A coalition of progressive groups — and some Quinnipiac students — call for Biden to cancel student debt

Emily DiSalvo, Arts and Life Editor

There are 45 million borrowers who owe $1.6 trillion in student debt, according to Forbes, and Quinnipiac University students are calling for President-elect Joe Biden to ease the load in the wake of the COVID-19 pandemic and economic downturn.

“Students shouldn’t worry about school debts when they’re 50,” said Jennifer Guzman, a first-year psychology major. “There are so many students who work double jobs just to try to pay for school debt and barely make a dent. There are other students who are first generation Americans, and their parents are not even making half of what it’s owed for school.”

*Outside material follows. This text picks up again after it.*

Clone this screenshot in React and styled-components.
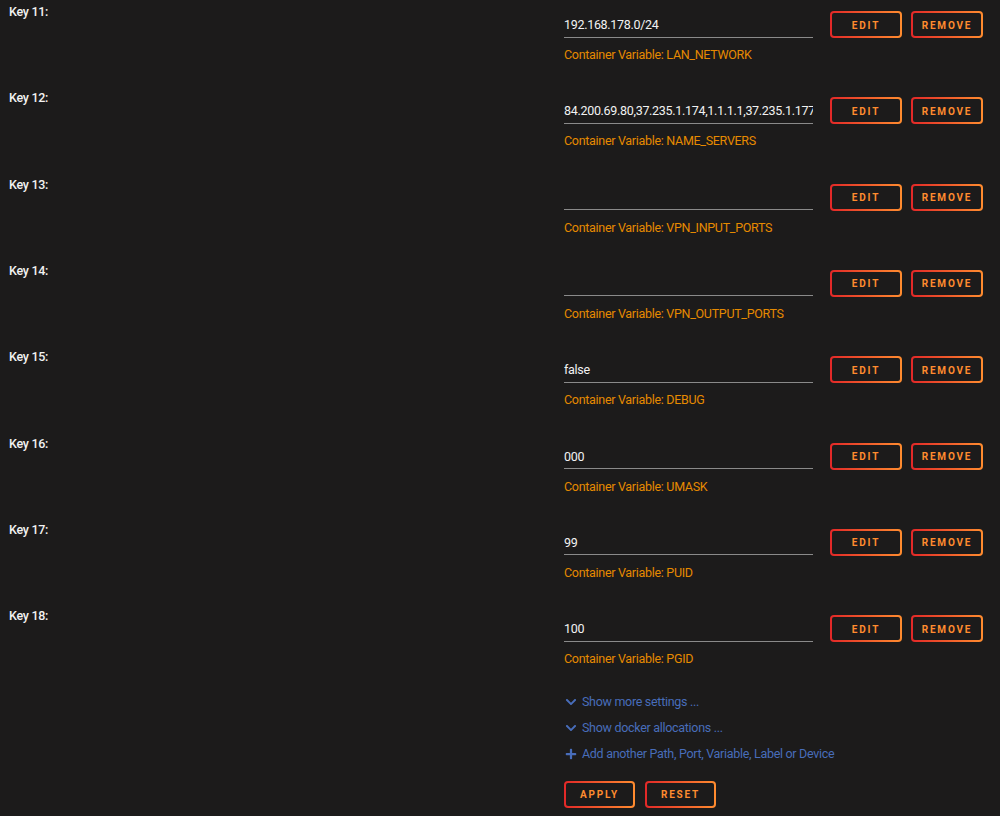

Students like Guzman are not alone in their frustration. A coalition of 236 mostly progressive groups called on Biden on Nov. 18, to use his executive powers to cancel student debt on his first day as president. 

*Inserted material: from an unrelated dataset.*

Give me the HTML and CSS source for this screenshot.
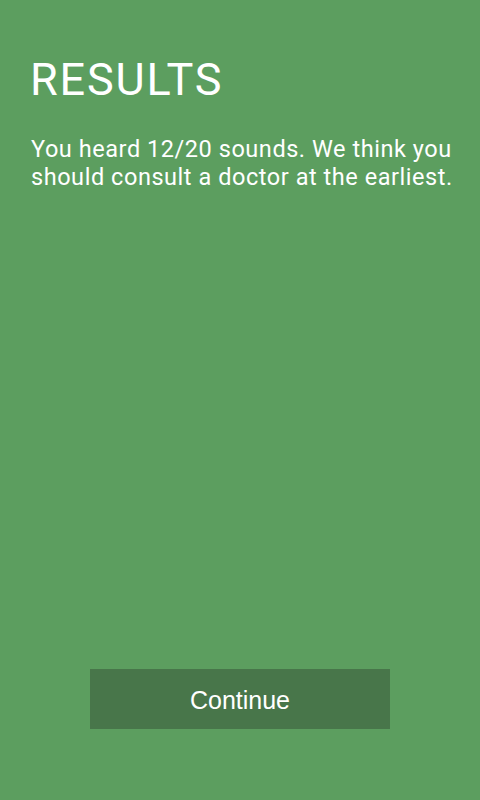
FILE: index.html
```html
<!DOCTYPE html>
<html>
<head>
<meta charset="utf-8">
<link rel="stylesheet" href="styles.css">
</head>
<body>
<div class="screen">
  <div class="content">
    <h1 class="title">RESULTS</h1>
    <p class="message">You heard 12/20 sounds. We think you should consult a doctor at the earliest.</p>
  </div>
  <div class="actions">
    <button class="continue">Continue</button>
  </div>
</div>
</body>
</html>
```
FILE: styles.css
```css
html, body {
  margin: 0;
  padding: 0;
  background: #5c9e5f;
}
.screen {
  width: 480px;
  height: 800px;
  display: flex;
  flex-direction: column;
  justify-content: space-between;
  box-sizing: border-box;
  padding: 0 20px 71px 30px;
  font-family: Roboto, sans-serif;
  color: #ffffff;
}
.content {
  padding-top: 53px;
}
.title {
  margin: 0;
  font-weight: 400;
  font-size: 45px;
  line-height: 54px;
  letter-spacing: 1.8px;
}
.message {
  margin: 28px 0 0 1px;
  font-size: 23.5px;
  line-height: 28px;
  letter-spacing: 0.55px;
}
.actions {
  display: flex;
  justify-content: center;
  padding-right: 10px;
}
.continue {
  width: 300px;
  height: 60px;
  border: none;
  background: #48764a;
  color: #ffffff;
  font-family: "Liberation Sans", Arial, sans-serif;
  font-size: 25px;
  padding: 3px 0 0 0;
}
```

On the campaign trail, Biden promised to cancel $10,000 of each borrowers’ debt immediately as part of his response to COVID-19.

Ricardo Bernabe Torres, professor of finance at Quinnipiac, said a student he spoke to about her student loans told him that Biden’s plan wouldn’t do enough.

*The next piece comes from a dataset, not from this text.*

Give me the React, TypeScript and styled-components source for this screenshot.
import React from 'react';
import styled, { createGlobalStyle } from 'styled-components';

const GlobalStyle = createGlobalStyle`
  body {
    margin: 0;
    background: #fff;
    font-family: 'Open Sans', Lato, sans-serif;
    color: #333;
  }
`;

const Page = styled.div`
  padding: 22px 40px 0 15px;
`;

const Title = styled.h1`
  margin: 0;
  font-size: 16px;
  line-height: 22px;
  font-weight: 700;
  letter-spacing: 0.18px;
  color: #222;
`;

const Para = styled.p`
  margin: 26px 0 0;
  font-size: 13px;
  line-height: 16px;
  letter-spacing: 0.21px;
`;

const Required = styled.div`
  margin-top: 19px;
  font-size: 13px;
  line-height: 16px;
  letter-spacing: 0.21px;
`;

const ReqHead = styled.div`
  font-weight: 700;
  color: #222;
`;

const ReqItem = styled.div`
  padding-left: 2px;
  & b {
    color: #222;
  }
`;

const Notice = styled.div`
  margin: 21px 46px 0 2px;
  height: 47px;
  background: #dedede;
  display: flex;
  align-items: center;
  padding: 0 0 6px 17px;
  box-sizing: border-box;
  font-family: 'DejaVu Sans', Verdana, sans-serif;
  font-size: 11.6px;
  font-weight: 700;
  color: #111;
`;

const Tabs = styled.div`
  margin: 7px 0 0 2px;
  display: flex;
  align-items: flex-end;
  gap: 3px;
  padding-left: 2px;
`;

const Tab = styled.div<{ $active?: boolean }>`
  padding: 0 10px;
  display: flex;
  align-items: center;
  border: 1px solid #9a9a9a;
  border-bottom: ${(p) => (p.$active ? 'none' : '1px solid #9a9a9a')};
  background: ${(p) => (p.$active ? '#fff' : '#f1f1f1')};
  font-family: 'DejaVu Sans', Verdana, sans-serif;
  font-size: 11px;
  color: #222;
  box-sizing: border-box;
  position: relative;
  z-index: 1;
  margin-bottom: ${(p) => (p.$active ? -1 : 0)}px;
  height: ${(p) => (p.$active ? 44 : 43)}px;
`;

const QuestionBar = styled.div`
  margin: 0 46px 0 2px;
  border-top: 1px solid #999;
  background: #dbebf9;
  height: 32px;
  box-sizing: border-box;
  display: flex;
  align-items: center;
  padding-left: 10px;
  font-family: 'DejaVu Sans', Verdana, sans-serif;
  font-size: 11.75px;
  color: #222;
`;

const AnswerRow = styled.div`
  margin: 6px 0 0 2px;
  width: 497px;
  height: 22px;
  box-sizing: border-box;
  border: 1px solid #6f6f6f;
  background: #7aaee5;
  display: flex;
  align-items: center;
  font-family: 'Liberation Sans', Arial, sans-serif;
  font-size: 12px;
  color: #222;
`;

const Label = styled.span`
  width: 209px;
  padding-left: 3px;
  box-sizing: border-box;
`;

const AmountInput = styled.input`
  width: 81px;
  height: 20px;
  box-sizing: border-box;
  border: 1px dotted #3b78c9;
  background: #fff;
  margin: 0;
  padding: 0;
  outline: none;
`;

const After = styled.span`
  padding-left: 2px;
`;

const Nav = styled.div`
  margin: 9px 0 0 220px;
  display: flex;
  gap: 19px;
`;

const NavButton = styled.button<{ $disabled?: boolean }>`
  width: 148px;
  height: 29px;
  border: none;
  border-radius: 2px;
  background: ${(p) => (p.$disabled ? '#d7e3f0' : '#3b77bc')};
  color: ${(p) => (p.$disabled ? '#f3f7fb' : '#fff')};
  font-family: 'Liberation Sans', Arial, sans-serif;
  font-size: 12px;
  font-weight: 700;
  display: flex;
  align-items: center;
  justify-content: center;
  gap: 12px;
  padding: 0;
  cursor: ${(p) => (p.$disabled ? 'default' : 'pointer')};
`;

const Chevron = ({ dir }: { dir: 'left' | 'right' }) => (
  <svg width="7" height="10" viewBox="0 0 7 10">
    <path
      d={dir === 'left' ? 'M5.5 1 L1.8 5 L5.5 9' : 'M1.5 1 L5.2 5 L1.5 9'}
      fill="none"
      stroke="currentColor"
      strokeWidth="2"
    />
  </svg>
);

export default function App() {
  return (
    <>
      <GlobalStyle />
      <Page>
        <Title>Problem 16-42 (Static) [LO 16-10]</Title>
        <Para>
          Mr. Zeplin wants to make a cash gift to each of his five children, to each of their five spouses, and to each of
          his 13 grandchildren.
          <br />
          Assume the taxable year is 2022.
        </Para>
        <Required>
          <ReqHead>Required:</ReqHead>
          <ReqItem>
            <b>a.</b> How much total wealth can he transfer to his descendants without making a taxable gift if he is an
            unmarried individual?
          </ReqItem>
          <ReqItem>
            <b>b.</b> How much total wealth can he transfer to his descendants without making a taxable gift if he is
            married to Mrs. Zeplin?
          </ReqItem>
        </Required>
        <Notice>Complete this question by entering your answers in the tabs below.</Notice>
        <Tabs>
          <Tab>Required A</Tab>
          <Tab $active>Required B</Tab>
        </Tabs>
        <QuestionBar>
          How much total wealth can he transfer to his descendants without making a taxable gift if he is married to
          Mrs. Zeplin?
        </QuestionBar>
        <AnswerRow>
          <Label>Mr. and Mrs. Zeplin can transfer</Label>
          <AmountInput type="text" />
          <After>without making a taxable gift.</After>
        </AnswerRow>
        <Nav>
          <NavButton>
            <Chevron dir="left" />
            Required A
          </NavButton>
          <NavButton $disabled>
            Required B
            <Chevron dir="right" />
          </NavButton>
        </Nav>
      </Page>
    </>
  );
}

“The $10,000 wouldn’t make much of a difference for her but she said she was happy for everyone that it would help,” Torres said. 

Torres said he does support the cancellation of student loan debt because of conversations like these that he has with students. 

“It is advantageous for the economy,” Torres said. “I don’t think it is going to solve everything, but we have a generation that is different than what we had before. This is the first generation that is poorer than previous generations. There is less access to home ownership. There are delays in retirement.”

The pandemic only exacerbates existing trends, Torres said. 

“The impending feeling of those debt obligations, it can set people back,” Torres said. “When they want to take a risk or make an important financial decision such as purchasing a house or having children — having impending gloom has an impact.”

Sumer Perratti, a junior media studies major, said that alleviating her student debt would afford her some time to explore her areas of interest without worrying about the need to pay back her student debt.

“Canceling student debt would give me an opportunity to freely explore the field of communications and follow my passion without worrying about college expenses,” Perratti said.

Critics of student loan cancellation argue it is unfair to people who have already paid off their loans and would be too expensive. Perratti said that every family’s financial situation is different, and critics should be more understanding.

“I think people need to understand that many of us come from low-income or working class households and going to a highly acclaimed university oftentimes is a risk,” Perratti said. “We have to bank on the success our schools promise us to pay off to avoid living in debt for the rest of our lives. College is so expensive now, and it is unfair that my life may be at a disadvantage because my family does not make enough money.”

As someone who has no kids and never had his own student debt due to scholarships, Torres said he still feels empathetic for those who have to pay it off.

“We all benefit from having a more educated society,” Torres said. 

Because of a concept that Torres called, “degree inflation,” an increasing number of careers are requiring not only a bachelors but also a masters degree. More degrees means more money and less opportunities for those with less money.

“We are all imposing that as a society and therefore not everybody is in the situation that they can obtain school without taking any debt,” Torres said. “Are we going to circumvent those people from obtaining a degree?”

For many students and advocates, the answer is no. 

“Each year, student debt increases and reaches a new record,” said Collin Doria, a sophomore health science major. “The pandemic is not making anything better thus the debt should be canceled.”